No Causal Connection Established
The court also focused on the absence of a causal connection between any alleged fraud and the plaintiffs' damages. Despite the plaintiffs' contentions, the court found that they did not adequately demonstrate how the alleged deception impacted their decisions or led to harm. The plaintiffs had initially sought a judicial appraisal of their shares but later withdrew that demand, indicating their recognition of the valuation dispute. The court distinguished this case from others where misrepresentation or fraud led directly to shareholder loss. It emphasized that without evidence of reliance on fraudulent statements, the plaintiffs could not establish a viable Rule 10b-5 claim. The lack of a causal link between the alleged actions of the defendants and the plaintiffs' outcomes was critical in the court's dismissal of the complaint.

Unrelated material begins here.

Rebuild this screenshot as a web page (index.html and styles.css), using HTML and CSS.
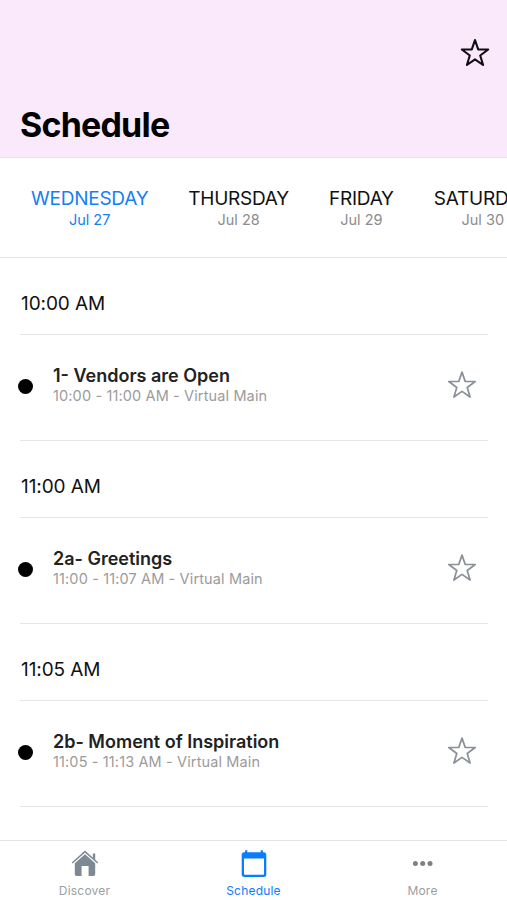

Derivative Claims and Standing
In addition to the fraud claims, the court addressed the plaintiffs' derivative claims on behalf of Old Kirby. It ruled that these claims were invalid because, under Delaware law, the derivative rights of a merged corporation passed to the surviving entity, which in this case was New Kirby. The court pointed out that the plaintiffs lacked standing to bring derivative claims since they could not assert rights that belonged to the surviving corporation. Furthermore, even if the plaintiffs retained certain rights, pursuing a derivative claim would not be appropriate as any recovery would benefit all shareholders, including those allegedly responsible for the wrongdoing. The court highlighted that the nature of the claims and the relationship between the parties did not support the maintenance of a derivative action in this context.